Heterogeneous Peer Effects in the Linear Threshold Model
This work addresses the challenge of modeling heterogeneous peer effects in social networks, offering incremental improvements over existing methods that assume uniform thresholds.
The paper tackled the problem of individual-level differences in susceptibility to peer pressure within the Linear Threshold Model for social network diffusion, proposing causal inference methods to estimate individual thresholds, which resulted in better prediction of node activation in synthetic and real-world datasets.

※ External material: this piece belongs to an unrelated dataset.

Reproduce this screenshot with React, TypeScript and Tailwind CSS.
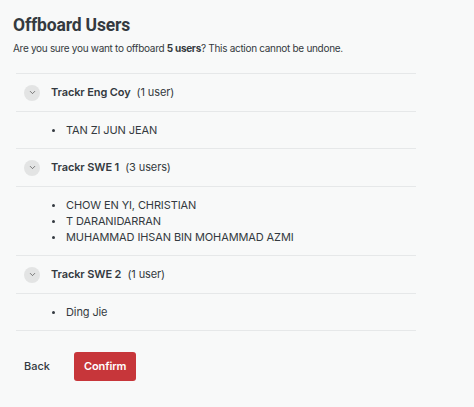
import { ChevronDown } from "lucide-react";

const groups = [
  { name: "Trackr Eng Coy", count: "(1 user)", users: ["TAN ZI JUN JEAN"] },
  {
    name: "Trackr SWE 1",
    count: "(3 users)",
    users: ["CHOW EN YI, CHRISTIAN", "T DARANIDARRAN", "MUHAMMAD IHSAN BIN MOHAMMAD AZMI"],
  },
  { name: "Trackr SWE 2", count: "(1 user)", users: ["Ding Jie"] },
];

export default function App() {
  return (
    <div
      className="min-h-[407px] w-[474px] bg-[#f8f9f9] text-[#343a40]"
      style={{ fontFamily: "Inter, 'Noto Sans', sans-serif" }}
    >
      <div className="px-[13px] pt-[11px]">
        <h1
          className="text-[17.5px] font-bold leading-[28px] tracking-[-0.01em] text-[#343a40]"
          style={{ fontFamily: "Roboto, Inter, sans-serif" }}
        >
          Offboard Users
        </h1>
        <p className="mt-[2px] text-[10px] leading-[14px] tracking-[-0.03em] text-[#343a40]">
          Are you sure you want to offboard <span className="font-bold">5 users</span>? This action
          cannot be undone.
        </p>
      </div>

      <div className="mx-[16px] mt-[18px] w-[400px] border-t border-[#e6e8e9]">
        {groups.map((g) => (
          <div key={g.name}>
            <div className="flex h-[38px] items-center border-b border-[#e6e8e9] pl-[8px]">
              <span className="flex h-[16px] w-[16px] items-center justify-center rounded-full bg-[#e3e4e4]">
                <ChevronDown size={9} strokeWidth={2} className="text-[#555]" />
              </span>
              <span className="ml-[11px] text-[11px] font-semibold tracking-[-0.01em] text-[#343a40]">
                {g.name}
              </span>
              <span className="ml-[6px] text-[11px] tracking-[-0.01em] text-[#343a40]">{g.count}</span>
            </div>
            <ul className="border-b border-[#e6e8e9] py-[10px] pl-[36px]">
              {g.users.map((u) => (
                <li
                  key={u}
                  className="flex items-center text-[11px] leading-[16px] tracking-[-0.01em] text-[#343a40]"
                >
                  <span className="mr-[11px] h-[3px] w-[3px] rounded-full bg-[#343a40]" />
                  {u}
                </li>
              ))}
            </ul>
          </div>
        ))}
      </div>

      <div className="mt-[21px] flex items-center pl-[24px]">
        <button className="text-[11px] font-medium text-[#343a40]">Back</button>
        <button className="ml-[24px] h-[29px] rounded-[3px] bg-[#c7363a] px-[10px] text-[11px] font-semibold tracking-[-0.01em] text-white">
          Confirm
        </button>
      </div>
    </div>
  );
}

The Linear Threshold Model is a widely used model that describes how information diffuses through a social network. According to this model, an individual adopts an idea or product after the proportion of their neighbors who have adopted it reaches a certain threshold. Typical applications of the Linear Threshold Model assume that thresholds are either the same for all network nodes or randomly distributed, even though some people may be more susceptible to peer pressure than others. To address individual-level differences, we propose causal inference methods for estimating individual thresholds that can more accurately predict whether and when individuals will be affected by their peers. We introduce the concept of heterogeneous peer effects and develop a Structural Causal Model which corresponds to the Linear Threshold Model and supports heterogeneous peer effect identification and estimation. We develop two algorithms for individual threshold estimation, one based on causal trees and one based on causal meta-learners. Our experimental results on synthetic and real-world datasets show that our proposed models can better predict individual-level thresholds in the Linear Threshold Model and thus more precisely predict which nodes will get activated over time.